Clearly in the case of a 6000 row table it is completely pointless to check the zone maps, it is vastly cheaper just to look at every row in the table.
You say that you are joining to this column but not actually filtering on it (e.g. where value-1) - joining on the column is different from using it as a zone map - sometimes they complement each other and sometimes not. But just because you are joining does not mean the zone map is being leveraged for the scan. In fact, joining alone without filtering on the given column, would guarantee a full table scan if all the values are in both tables. The only benefit of doing it this way (joining) is if you can place a subset of the data in one table and use it as filter to another. If both tables have the same data and you simply join, you will initiate a table scan.
However, if both tables contain the same data and you join but also use where column = 1 for one or both of them, this would potentially leverage the zone maps where the filter was applied.
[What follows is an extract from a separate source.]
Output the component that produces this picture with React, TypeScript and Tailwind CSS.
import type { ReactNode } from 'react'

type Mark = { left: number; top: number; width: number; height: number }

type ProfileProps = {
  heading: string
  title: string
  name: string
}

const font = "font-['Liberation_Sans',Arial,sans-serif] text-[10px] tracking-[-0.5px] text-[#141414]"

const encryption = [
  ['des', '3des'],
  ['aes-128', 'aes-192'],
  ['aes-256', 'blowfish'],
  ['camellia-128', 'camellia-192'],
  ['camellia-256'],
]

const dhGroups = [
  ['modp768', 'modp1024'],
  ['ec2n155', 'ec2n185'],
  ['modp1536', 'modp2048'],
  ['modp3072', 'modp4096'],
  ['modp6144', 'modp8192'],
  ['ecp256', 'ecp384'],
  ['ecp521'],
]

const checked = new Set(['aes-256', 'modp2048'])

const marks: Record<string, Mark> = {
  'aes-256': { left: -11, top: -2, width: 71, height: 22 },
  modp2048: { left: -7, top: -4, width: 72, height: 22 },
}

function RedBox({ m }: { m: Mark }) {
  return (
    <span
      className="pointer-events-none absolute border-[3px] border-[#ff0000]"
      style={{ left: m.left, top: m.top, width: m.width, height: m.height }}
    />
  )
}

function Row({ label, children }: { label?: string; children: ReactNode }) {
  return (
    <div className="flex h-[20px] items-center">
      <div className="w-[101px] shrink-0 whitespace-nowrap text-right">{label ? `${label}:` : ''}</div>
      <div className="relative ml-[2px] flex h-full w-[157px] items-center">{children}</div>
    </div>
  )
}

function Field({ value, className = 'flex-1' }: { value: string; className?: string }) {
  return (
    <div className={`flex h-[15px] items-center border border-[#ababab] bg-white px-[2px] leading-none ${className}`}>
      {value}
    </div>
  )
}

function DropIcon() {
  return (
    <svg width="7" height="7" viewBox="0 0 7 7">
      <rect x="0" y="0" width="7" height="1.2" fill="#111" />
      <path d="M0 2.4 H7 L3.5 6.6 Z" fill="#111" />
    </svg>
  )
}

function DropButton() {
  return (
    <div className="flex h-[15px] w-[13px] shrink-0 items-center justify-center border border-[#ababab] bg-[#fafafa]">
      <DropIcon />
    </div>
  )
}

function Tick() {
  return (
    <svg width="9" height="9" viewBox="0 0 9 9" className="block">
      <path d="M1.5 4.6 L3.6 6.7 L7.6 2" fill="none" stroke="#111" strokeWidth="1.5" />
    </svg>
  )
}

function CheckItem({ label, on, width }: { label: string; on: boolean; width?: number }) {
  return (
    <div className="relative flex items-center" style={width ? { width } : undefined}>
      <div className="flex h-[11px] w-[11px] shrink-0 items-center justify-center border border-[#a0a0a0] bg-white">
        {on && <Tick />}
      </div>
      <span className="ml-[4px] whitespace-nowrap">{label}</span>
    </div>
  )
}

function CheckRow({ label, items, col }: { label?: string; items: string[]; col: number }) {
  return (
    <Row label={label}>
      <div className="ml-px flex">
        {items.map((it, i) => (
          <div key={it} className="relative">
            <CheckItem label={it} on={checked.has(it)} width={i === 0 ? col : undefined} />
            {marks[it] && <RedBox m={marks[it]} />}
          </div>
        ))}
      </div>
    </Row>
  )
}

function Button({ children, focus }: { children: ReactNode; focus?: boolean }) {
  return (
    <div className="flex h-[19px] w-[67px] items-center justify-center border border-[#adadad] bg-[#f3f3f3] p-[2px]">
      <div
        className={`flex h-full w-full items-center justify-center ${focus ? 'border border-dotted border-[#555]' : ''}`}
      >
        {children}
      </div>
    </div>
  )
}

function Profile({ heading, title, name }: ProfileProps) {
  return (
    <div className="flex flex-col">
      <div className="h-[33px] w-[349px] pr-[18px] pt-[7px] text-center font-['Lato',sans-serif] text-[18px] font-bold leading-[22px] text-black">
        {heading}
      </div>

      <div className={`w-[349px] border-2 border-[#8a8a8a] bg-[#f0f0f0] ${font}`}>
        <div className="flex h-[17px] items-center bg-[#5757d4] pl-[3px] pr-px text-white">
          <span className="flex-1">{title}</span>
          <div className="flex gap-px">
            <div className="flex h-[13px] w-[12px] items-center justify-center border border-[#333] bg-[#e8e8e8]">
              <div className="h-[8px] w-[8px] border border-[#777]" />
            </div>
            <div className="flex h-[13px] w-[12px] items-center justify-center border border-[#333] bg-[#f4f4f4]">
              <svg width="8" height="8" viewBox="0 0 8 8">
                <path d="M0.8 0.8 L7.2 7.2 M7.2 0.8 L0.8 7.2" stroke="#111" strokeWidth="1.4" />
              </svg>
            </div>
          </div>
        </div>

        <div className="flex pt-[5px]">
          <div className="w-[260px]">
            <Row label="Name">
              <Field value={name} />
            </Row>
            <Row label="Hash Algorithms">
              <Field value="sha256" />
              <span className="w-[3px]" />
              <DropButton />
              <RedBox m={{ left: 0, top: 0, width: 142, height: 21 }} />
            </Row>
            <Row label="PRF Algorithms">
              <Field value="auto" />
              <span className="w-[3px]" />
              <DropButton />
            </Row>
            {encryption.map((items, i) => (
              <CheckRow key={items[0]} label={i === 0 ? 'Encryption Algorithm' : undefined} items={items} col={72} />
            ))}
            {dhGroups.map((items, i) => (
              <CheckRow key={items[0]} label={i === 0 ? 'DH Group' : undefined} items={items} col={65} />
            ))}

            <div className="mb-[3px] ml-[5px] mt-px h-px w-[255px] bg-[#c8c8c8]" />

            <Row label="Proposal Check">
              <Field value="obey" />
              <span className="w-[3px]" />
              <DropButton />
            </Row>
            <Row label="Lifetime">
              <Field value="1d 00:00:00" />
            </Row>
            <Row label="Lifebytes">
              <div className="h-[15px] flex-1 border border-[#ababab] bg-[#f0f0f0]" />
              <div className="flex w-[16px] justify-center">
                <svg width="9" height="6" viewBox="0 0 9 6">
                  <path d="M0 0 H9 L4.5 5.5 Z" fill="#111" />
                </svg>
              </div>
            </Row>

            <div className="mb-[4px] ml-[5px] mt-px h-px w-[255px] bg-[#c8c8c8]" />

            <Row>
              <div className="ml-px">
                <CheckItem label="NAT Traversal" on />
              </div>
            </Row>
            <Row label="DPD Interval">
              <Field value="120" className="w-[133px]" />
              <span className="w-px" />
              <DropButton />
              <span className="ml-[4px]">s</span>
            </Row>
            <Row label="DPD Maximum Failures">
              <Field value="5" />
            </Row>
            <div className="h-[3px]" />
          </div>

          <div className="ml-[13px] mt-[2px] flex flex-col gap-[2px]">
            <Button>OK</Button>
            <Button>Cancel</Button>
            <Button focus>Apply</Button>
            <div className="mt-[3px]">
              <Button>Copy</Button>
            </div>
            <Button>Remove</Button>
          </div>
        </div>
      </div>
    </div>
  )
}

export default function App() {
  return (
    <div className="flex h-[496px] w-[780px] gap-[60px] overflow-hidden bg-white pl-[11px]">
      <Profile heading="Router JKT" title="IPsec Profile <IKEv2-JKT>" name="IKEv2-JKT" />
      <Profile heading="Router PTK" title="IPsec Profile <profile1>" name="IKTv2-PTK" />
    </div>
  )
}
So, is it wrong to conclude that ZM will only trigger when you start filtering data?
Bingo - A zone map assists in filtering data. Just as a distribution key assists in co-located joins. But if you don't use the distribution key in the join, the co-location will never happen, just like if you don't actually mention the zone map column in the where-clause, the zone map is not leveraged for the query. Zone maps support filtration. If you aren't filtering, what do you need a zone map for?
So final question David... would zone maps get triggered once a result dataset resides in memory, e.g. it's a product from a join of two or more other tables? My guess would be no as ZM get triggered by the FPGAs, not memory..?
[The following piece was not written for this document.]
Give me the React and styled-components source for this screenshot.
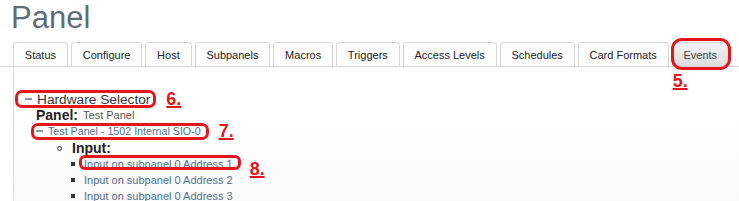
import React from 'react';
import styled, { createGlobalStyle } from 'styled-components';

const GlobalStyle = createGlobalStyle`
body {
    margin: 0;
    background: #fff;
    font-family: "Liberation Sans", Arial, sans-serif;
}
`

const Page = styled.div`
width: 739px;
height: 201px;
overflow: hidden;
`
const Title = styled.h1`
margin: 0;
padding-left: 11px;
height: 42px;
line-height: 36px;
font-size: 31px;
font-weight: normal;
color: #5f6b77;
`
const TabBar = styled.div`
display: flex;
align-items: flex-end;
height: 24px;
padding-left: 13px;
border-bottom: 1px solid #d6d6d6;
`
const Tab = styled.div`
position: relative;
box-sizing: border-box;
height: 24px;
margin-right: 3px;
padding: 0 10.85px;
display: flex;
align-items: center;
font-size: 11px;
color: ${p => p.$active ? '#454545' : '#222'};
background: ${p => p.$active ? 'linear-gradient(#f2f2f2, #dcdcdc)' : '#fff'};
border: 1px solid #d6d6d6;
border-bottom: none;
border-radius: 4px 4px 0 0;
`
const TabMark = styled.span`
position: absolute;
top: -5px;
right: -3px;
bottom: -4px;
left: -2px;
border: 3px solid #e3161d;
border-radius: 11px;
pointer-events: none;
`
const Note = styled.span`
font-size: 18px;
line-height: 18px;
font-weight: bold;
color: #e3161d;
text-decoration: underline;
text-decoration-thickness: 2px;
text-underline-offset: 1px;
margin-left: ${p => p.$gap || 0}px;
transform: translateY(${p => p.$dy || 0}px);
`
const TabNote = styled(Note)`
position: absolute;
top: calc(100% + 6px);
left: 0;
`
const Content = styled.div`
margin-left: 13px;
padding-top: 23px;
height: 200px;
border-left: 1px solid #dcdcdc;
background: linear-gradient(#fff 0, #fff 50px, #f9f9f9 130px);
`
const Row = styled.div`
display: flex;
align-items: center;
height: ${p => p.$h}px;
padding-left: ${p => p.$indent}px;
`
const Mark = styled.span`
position: relative;
align-self: stretch;
display: inline-flex;
align-items: center;
&::after {
    content: '';
    position: absolute;
    top: ${p => p.$t}px;
    right: ${p => p.$r}px;
    bottom: ${p => p.$b}px;
    left: ${p => p.$l}px;
    border: 3px solid #e3161d;
    border-radius: ${p => p.$radius || 7}px;
}
`
const Toggle = styled.span`
display: inline-block;
width: 7px;
height: 2px;
margin-right: ${p => p.$gap}px;
background: #8497ab;
`
const Heading = styled.span`
font-size: 13.7px;
color: #333;
`
const Label = styled.span`
font-size: 14px;
font-weight: bold;
color: #222;
`
const Value = styled.span`
font-size: 11px;
color: #555;
margin-left: 5px;
`
const Link = styled.a`
font-size: ${p => p.$size || 11}px;
color: #52718f;
text-decoration: none;
`
const Circle = styled.span`
box-sizing: border-box;
width: 5px;
height: 5px;
margin-right: 10px;
border: 1px solid #444;
border-radius: 50%;
`
const Square = styled.span`
width: 4px;
height: 4px;
margin-right: 9px;
background: #333;
`

const tabs = ['Status', 'Configure', 'Host', 'Subpanels', 'Macros', 'Triggers', 'Access Levels', 'Schedules', 'Card Formats']
const inputs = [1, 2, 3]

const App = () => {
    return (
        <Page>
            <GlobalStyle />
            <Title>Panel</Title>
            <TabBar>
                {tabs.map(t => <Tab key={t}>{t}</Tab>)}
                <Tab $active>
                    Events
                    <TabMark />
                    <TabNote>5.</TabNote>
                </Tab>
            </TabBar>
            <Content>
                <Row $h={18} $indent={11}>
                    <Mark $t={0} $r={-6} $b={0} $l={-10}>
                        <Toggle $gap={5} />
                        <Heading>Hardware Selector</Heading>
                    </Mark>
                    <Note $gap={16}>6.</Note>
                </Row>
                <Row $h={14} $indent={22}>
                    <Label>Panel:</Label>
                    <Value>Test Panel</Value>
                </Row>
                <Row $h={18} $indent={22}>
                    <Mark $t={1} $r={-8} $b={0} $l={-5}>
                        <Toggle $gap={5} />
                        <Link href="#" $size={10.7}>Test Panel - 1502 Internal SIO-0</Link>
                    </Mark>
                    <Note $gap={18}>7.</Note>
                </Row>
                <Row $h={16} $indent={43}>
                    <Circle />
                    <Label>Input:</Label>
                </Row>
                {inputs.map(n => (
                    <Row key={n} $h={16} $indent={57}>
                        <Square />
                        {n === 1 ? (
                            <>
                                <Mark $t={-1} $r={-8} $b={2} $l={-5} $radius={6}>
                                    <Link href="#">Input on subpanel 0 Address {n}</Link>
                                </Mark>
                                <Note $gap={17} $dy={5}>8.</Note>
                            </>
                        ) : (
                            <Link href="#">Input on subpanel 0 Address {n}</Link>
                        )}
                    </Row>
                ))}
            </Content>
        </Page>
    )
}

export default App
Zone maps are only created for tables, not in-memory cache. It is a technique to speed up disk access.
Sorry if keep beating a dead horse here...
So, if I have two tables that are UNION ALL'd in a non-materialized view and then JOINed with other tables, am I better off with implementing a totally new table on disk, containing the result sets for each source table in the aforementioned view, in terms of performance?